2. You feel genuinely peaceful, but only when you are with them
There is a difference between someone who makes you feel calm and someone who is your only source of calm. The new relationship high is real. Neurologically, falling for someone floods your system with the same chemicals that make pain feel distant and time feel irrelevant. That is not a small thing. When you were lying awake at 3am cataloguing everything you lost, the idea that another person could make that stop sounded like a miracle. And then one did. But here is the question worth asking yourself honestly: when they go home, or stop texting back for a few hours, does the old weight return immediately? If your emotional state rises and falls almost entirely on their proximity, you are using them as a regulator rather than a partner. That is not a moral failing. It is just information. Grief that is unprocessed does not dissolve because someone attractive is in the room. It waits in the apartment after they leave. The test is not how you feel when they are there. It is how you feel when they are not.
3. You have never actually cried in front of them, and you could not if you tried
Not because you are stoic. Because the tears are for the old thing, and introducing them into this new thing feels like a contamination. You keep the two compartments sealed. When something reminds you of your ex, you change the subject. When a song comes on that you two shared, you skip it before the new person notices. You have built an entire relationship on top of a grief you refuse to let them see, and at some level you know that if you opened that door, something about the new relationship might not survive the flood. Real intimacy requires you to eventually let someone see what broke you. If the thought of doing that with this person feels impossible, ask yourself why. It might be that it is too soon, which is honest and okay. It might also be that you chose this person specifically because they did not know the old version of you, and that anonymity is the whole point. A new relationship can be a genuine fresh start. It can also be a very convincing performance of being fine.
4. You are moving faster than you have ever moved before, and speed feels like a feature
You said I love you first. You are already talking about a trip six months out. You introduced them to friends before the end of the first month. Every time the relationship accelerates, you feel relief rather than excitement, and that distinction matters. Excitement looks outward. It is about this person, this specific human being you are learning. Relief looks backward. It is about distance from the thing you are leaving. When the speed of a relationship is driven by relief, you are essentially using forward momentum to avoid standing still, because standing still means feeling what happened. Research into on-off relationship cycling suggests that moving fast also increases instability over time. Each new commitment made before you have genuinely processed the last loss adds pressure to a foundation that has not been properly examined. The faster you move, the more fragile the structure you are building. Slowing down is not pessimism. It is just respect for what you are actually building.
5. You talk about your ex constantly, or never, and both are the same problem
Some people bring their ex into every conversation with the new person, comparing, referencing, revisiting. That is obvious enough. But the inverse happens just as often and gets missed more frequently. You never mention your ex at all. Not because they do not cross your mind, but because talking about them would make them real in this space, and you need this space to stay separate. You have drawn a firm line and called it being present. Sometimes it is being present. Sometimes it is avoidance wearing a name tag that says wellness.

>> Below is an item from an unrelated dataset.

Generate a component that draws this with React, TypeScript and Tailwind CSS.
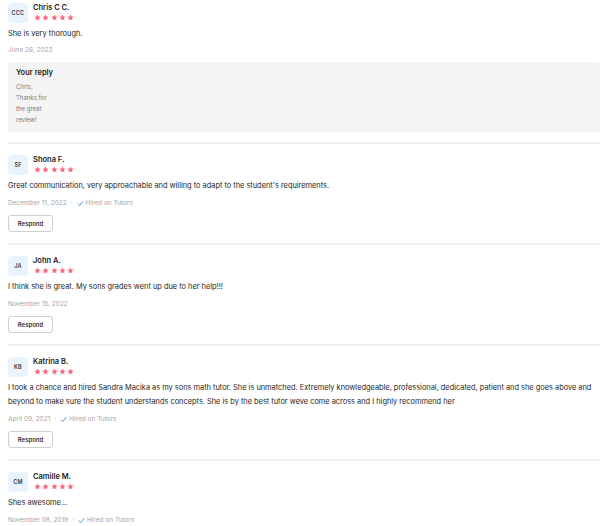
import React from "react";

type Review = {
  initials: string;
  name: string;
  text: string[];
  date: string;
  hired?: boolean;
  respond?: boolean;
  reply?: string[];
};

const reviews: Review[] = [
  {
    initials: "CCC",
    name: "Chris C C.",
    text: ["She is very thorough."],
    date: "June 26, 2023",
    reply: ["Chris,", "Thanks for", "the great", "review!"],
  },
  {
    initials: "SF",
    name: "Shona F.",
    text: ["Great communication, very approachable and willing to adapt to the student's requirements."],
    date: "December 11, 2022",
    hired: true,
    respond: true,
  },
  {
    initials: "JA",
    name: "John A.",
    text: ["I think she is great. My sons grades went up due to her help!!!"],
    date: "November 15, 2022",
    respond: true,
  },
  {
    initials: "KB",
    name: "Katrina B.",
    text: [
      "I took a chance and hired Sandra Macika as my sons math tutor. She is unmatched. Extremely knowledgeable, professional, dedicated, patient and she goes above and beyond to make sure the student understands concepts. She is by the best tutor weve come across and I highly recommend her",
    ],
    date: "April 09, 2021",
    hired: true,
    respond: true,
  },
  {
    initials: "CM",
    name: "Camille M.",
    text: ["Shes awesome..."],
    date: "November 08, 2019",
    hired: true,
  },
];

function Star() {
  return (
    <svg width="7" height="7" viewBox="0 0 24 24" className="shrink-0">
      <path
        d="M12 1.5l3.2 6.9 7.5.9-5.5 5.2 1.4 7.4L12 18.2l-6.6 3.7 1.4-7.4L1.3 9.3l7.5-.9z"
        fill="#fb6a7e"
      />
    </svg>
  );
}

function Check() {
  return (
    <svg width="7" height="7" viewBox="0 0 24 24" className="shrink-0">
      <path d="M3 13l6 6L21 5" fill="none" stroke="#3d8fe0" strokeWidth="3.2" strokeLinecap="round" strokeLinejoin="round" />
    </svg>
  );
}

function ReviewItem({ r, first }: { r: Review; first: boolean }) {
  return (
    <div className={`${first ? "pt-[3px] pb-[10px]" : "pt-[11px] pb-[11px]"} border-b-2 border-[#efefef]`}>
      <div className="flex items-start gap-[5px]">
        <div className="w-[20px] h-[20px] rounded-[4px] bg-[#e8f3fd] flex items-center justify-center text-[5.5px] font-semibold text-[#3a3a3a] tracking-[0.2px]">
          {r.initials}
        </div>
        <div className="flex flex-col">
          <div className="text-[7.5px] leading-[10px] font-semibold text-[#222]">{r.name}</div>
          <div className="flex gap-[1.3px] mt-[1px] ml-[1px]">
            <Star />
            <Star />
            <Star />
            <Star />
            <Star />
          </div>
        </div>
      </div>
      <div className="mt-[4px] text-[7.4px] leading-[14px] text-[#262626]">
        {r.text.map((t, i) => (
          <div key={i}>{t}</div>
        ))}
      </div>
      <div className={`${first ? "mt-[4px]" : "mt-[5px]"} flex items-center gap-[4px] text-[6.5px] leading-[10px] text-[#a4a4a4]`}>
        <span>{r.date}</span>
        {r.hired && (
          <>
            <span>·</span>
            <span className="flex items-center gap-[2px]">
              <Check />
              <span>Hired on Tutors</span>
            </span>
          </>
        )}
      </div>
      {r.respond && (
        <div className="mt-[7px]">
          <button className="h-[17px] w-[45px] rounded-[3px] border border-[#cfcfcf] bg-white text-[6px] font-semibold text-[#333] flex items-center justify-center">
            Respond
          </button>
        </div>
      )}
      {r.reply && (
        <div className="mt-[7px] bg-[#f4f4f4] rounded-[4px] px-[8px] pt-[6px] pb-[7px]">
          <div className="text-[7.5px] leading-[10px] font-semibold text-[#222]">Your reply</div>
          <div className="mt-[3px] text-[6px] leading-[11px] text-[#7a7a7a]">
            {r.reply.map((t, i) => (
              <div key={i}>{t}</div>
            ))}
          </div>
        </div>
      )}
    </div>
  );
}

export default function App() {
  return (
    <div className="w-[600px] h-[526px] overflow-hidden bg-white pl-[8px]" style={{ fontFamily: "Inter, 'Noto Sans', sans-serif" }}>
      {reviews.map((r, i) => (
        <ReviewItem key={i} r={r} first={i === 0} />
      ))}
    </div>
  );
}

Your past relationship is part of the story of who you are right now. A new partner who is actually getting to know you should eventually hear some version of it. If you have gone months without ever genuinely discussing what happened, consider what you are protecting. Breakup grief is real grief, even without the rituals the world assigns to it. The world does not bring casseroles. It does not give you bereavement leave. But that does not mean there is nothing to process. It just means you have to find your own way to do it, and you cannot do it while pretending it did not happen.
6. You chose this person specifically because they are nothing like your ex
This one is subtle because it sounds like self-awareness. You learned what hurt you. You chose differently. Good for you. Except there is a version of this that is not growth. It is opposition. Your ex was cold, so now you require warmth. Your ex was unreliable, so you chose someone so steady it almost bores you. Your ex was charismatic and you resented sharing them with every room they entered, so you picked someone quieter. None of these are wrong on their own. But if your entire checklist for this new person is built around the specific wounds your ex left, you are still organizing your life around the old relationship. You have not left it. You have built a mirror image of it and called that freedom. What this looks like in practice is that you feel grateful for your new partner rather than genuinely drawn to them. Gratitude is lovely. It is not the same as choosing someone on their own terms, for their own qualities, because of who they are rather than who they are not.

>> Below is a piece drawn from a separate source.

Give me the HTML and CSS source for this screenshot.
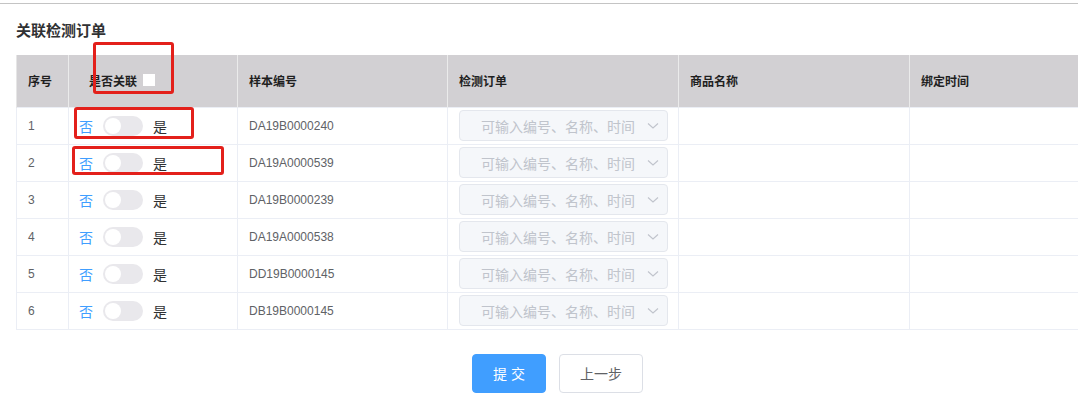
FILE: index.html
```html
<!DOCTYPE html>
<html lang="zh">
<head>
<meta charset="utf-8">
<link rel="stylesheet" href="styles.css">
</head>
<body>
<div class="page">
  <h2 class="title">关联检测订单</h2>
  <div class="table-wrap">
    <table class="grid">
      <colgroup>
        <col class="c-idx"><col class="c-link"><col class="c-sample"><col class="c-order"><col class="c-goods"><col class="c-time">
      </colgroup>
      <thead>
        <tr>
          <th>序号</th>
          <th class="th-link">是否关联<span class="hcheck"></span></th>
          <th>样本编号</th>
          <th>检测订单</th>
          <th>商品名称</th>
          <th>绑定时间</th>
        </tr>
      </thead>
      <tbody>
        <tr><td>1</td><td><div class="sw"><span class="off">否</span><span class="track"><span class="knob"></span></span><span class="on">是</span></div></td><td>DA19B0000240</td><td><div class="sel"><span>可输入编号、名称、时间</span><svg viewBox="0 0 12 8" class="arrow"><path d="M1 1.5 L6 6 L11 1.5" fill="none" stroke="currentColor" stroke-width="1.1"/></svg></div></td><td></td><td></td></tr>
        <tr><td>2</td><td><div class="sw"><span class="off">否</span><span class="track"><span class="knob"></span></span><span class="on">是</span></div></td><td>DA19A0000539</td><td><div class="sel"><span>可输入编号、名称、时间</span><svg viewBox="0 0 12 8" class="arrow"><path d="M1 1.5 L6 6 L11 1.5" fill="none" stroke="currentColor" stroke-width="1.1"/></svg></div></td><td></td><td></td></tr>
        <tr><td>3</td><td><div class="sw"><span class="off">否</span><span class="track"><span class="knob"></span></span><span class="on">是</span></div></td><td>DA19B0000239</td><td><div class="sel"><span>可输入编号、名称、时间</span><svg viewBox="0 0 12 8" class="arrow"><path d="M1 1.5 L6 6 L11 1.5" fill="none" stroke="currentColor" stroke-width="1.1"/></svg></div></td><td></td><td></td></tr>
        <tr><td>4</td><td><div class="sw"><span class="off">否</span><span class="track"><span class="knob"></span></span><span class="on">是</span></div></td><td>DA19A0000538</td><td><div class="sel"><span>可输入编号、名称、时间</span><svg viewBox="0 0 12 8" class="arrow"><path d="M1 1.5 L6 6 L11 1.5" fill="none" stroke="currentColor" stroke-width="1.1"/></svg></div></td><td></td><td></td></tr>
        <tr><td>5</td><td><div class="sw"><span class="off">否</span><span class="track"><span class="knob"></span></span><span class="on">是</span></div></td><td>DD19B0000145</td><td><div class="sel"><span>可输入编号、名称、时间</span><svg viewBox="0 0 12 8" class="arrow"><path d="M1 1.5 L6 6 L11 1.5" fill="none" stroke="currentColor" stroke-width="1.1"/></svg></div></td><td></td><td></td></tr>
        <tr><td>6</td><td><div class="sw"><span class="off">否</span><span class="track"><span class="knob"></span></span><span class="on">是</span></div></td><td>DB19B0000145</td><td><div class="sel"><span>可输入编号、名称、时间</span><svg viewBox="0 0 12 8" class="arrow"><path d="M1 1.5 L6 6 L11 1.5" fill="none" stroke="currentColor" stroke-width="1.1"/></svg></div></td><td></td><td></td></tr>
      </tbody>
    </table>
  </div>
  <div class="actions">
    <button class="btn primary">提 交</button>
    <button class="btn plain">上一步</button>
  </div>
  <div class="mark m1"></div>
  <div class="mark m2"></div>
  <div class="mark m3"></div>
</div>
</body>
</html>
```

FILE: styles.css
```css
html, body {
  margin: 0;
  padding: 0;
  overflow: hidden;
  background: #ffffff;
}
body {
  width: 1078px;
  height: 415px;
  font-family: "Liberation Sans", "Noto Sans CJK SC", sans-serif;
  color: #606266;
}
.page {
  position: relative;
  margin-top: 3px;
  border-top: 1px solid #c4c4c4;
  padding: 0 0 0 16px;
  height: 411px;
}
.title {
  margin: 0;
  padding-top: 16px;
  box-sizing: border-box;
  height: 51px;
  font-size: 15px;
  line-height: 22px;
  font-weight: bold;
  color: #303133;
}
.table-wrap {
  width: 1090px;
}
.grid {
  border-collapse: collapse;
  table-layout: fixed;
  width: 1090px;
  font-size: 12px;
}
.c-idx { width: 52px; }
.c-link { width: 169px; }
.c-sample { width: 210px; }
.c-order { width: 231px; }
.c-goods { width: 231px; }
.c-time { width: 197px; }
.grid th {
  background: #d2d0d3;
  color: #1f1f1f;
  font-weight: bold;
  text-align: left;
  height: 52px;
  padding: 0 0 0 11px;
  border-left: 1px solid #ebebeb;
  box-sizing: border-box;
}
.grid th:first-child { border-left: 1px solid #e6e6e6; }
.grid th.th-link { padding-left: 20px; }
.hcheck {
  display: inline-block;
  width: 12px;
  height: 12px;
  background: #ffffff;
  margin-left: 6px;
  vertical-align: 0px;
}
.grid td {
  height: 37px;
  padding: 0 0 0 11px;
  border: 1px solid #ebeef5;
  box-sizing: border-box;
  color: #606266;
}
.sw {
  display: flex;
  align-items: center;
  font-size: 14px;
  margin-left: -1px;
}
.off { color: #409eff; }
.on { color: #303133; }
.track {
  position: relative;
  width: 40px;
  height: 20px;
  border-radius: 10px;
  background: #e9e8ec;
  margin: 0 10px;
}
.knob {
  position: absolute;
  left: 2px;
  top: 2px;
  width: 16px;
  height: 16px;
  border-radius: 50%;
  background: #ffffff;
}
.sel {
  display: flex;
  align-items: center;
  justify-content: space-between;
  width: 209px;
  height: 31px;
  box-sizing: border-box;
  border: 1px solid #e4e7ed;
  border-radius: 4px;
  background: #f5f7fa;
  padding: 0 8px 0 21px;
  font-size: 14px;
  color: #c0c4cc;
}
.arrow {
  width: 12px;
  height: 8px;
  color: #c0c4cc;
}
.actions {
  display: flex;
  gap: 13px;
  padding: 24px 0 0 456px;
}
.btn {
  height: 39px;
  border-radius: 4px;
  font-size: 14px;
  font-family: "Liberation Sans", "Noto Sans CJK SC", sans-serif;
  cursor: pointer;
}
.btn.primary {
  width: 74px;
  background: #409eff;
  border: 1px solid #409eff;
  color: #ffffff;
}
.btn.plain {
  width: 84px;
  background: #ffffff;
  border: 1px solid #dcdfe6;
  color: #606266;
}
.mark {
  position: absolute;
  border: 3px solid #e3201b;
  border-radius: 3px;
  box-sizing: border-box;
}
.m1 { left: 93px; top: 38px; width: 81px; height: 52px; }
.m2 { left: 74px; top: 103px; width: 120px; height: 32px; }
.m3 { left: 72px; top: 142px; width: 152px; height: 29px; }
```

7. The idea of this relationship ending makes you feel something closer to terror than sadness
There is a difference between not wanting something to end and being unable to tolerate the thought that it might. Healthy attachment to a new partner means you value them, you would grieve them if they left. That is normal. But if the thought of this relationship ending triggers something that feels more like panic than loss, pay attention to that signal. What are you terrified of losing, exactly? Is it this person, specifically? Or is it the structure, the distraction, the proof that you are fine, the reason you stopped lying awake at 3am? If the relationship ended tomorrow and you were back in your apartment alone, would the grief be about them, or would it be about everything you had been using them to not feel? This is worth sitting with carefully and honestly. The people who come back most fully from hard endings, including the ones involving betrayal and infidelity, tend to do it by building self-compassion rather than building walls. A new relationship can be a wall that looks like a door.
8. You have not done any of the practical things that would mean you have actually accepted the ending
This one is less poetic and more concrete, and that is exactly why it matters. You have not updated your emergency contact. Your old couple photos are still in a shared album somewhere. Your finances are still entangled with your ex's in ways you have been meaning to address but haven't, and if you were being honest, avoiding that paperwork is also avoiding the finality it represents. In our piece on financial mistakes to avoid after divorce, we get into how emotional avoidance and practical avoidance almost always travel together. People who are genuinely moving forward make appointments. They close accounts. They change the beneficiary on their life insurance. They do the unglamorous paperwork of ending. If you are still putting those things off while simultaneously calling a new relationship your fresh start, you are holding both doors open at once. The new relationship feels like movement because it is new. But the legal and financial threads that still tie you to your ex are not sentimental. They are structural. And they will eventually need your attention, whether you are ready or not.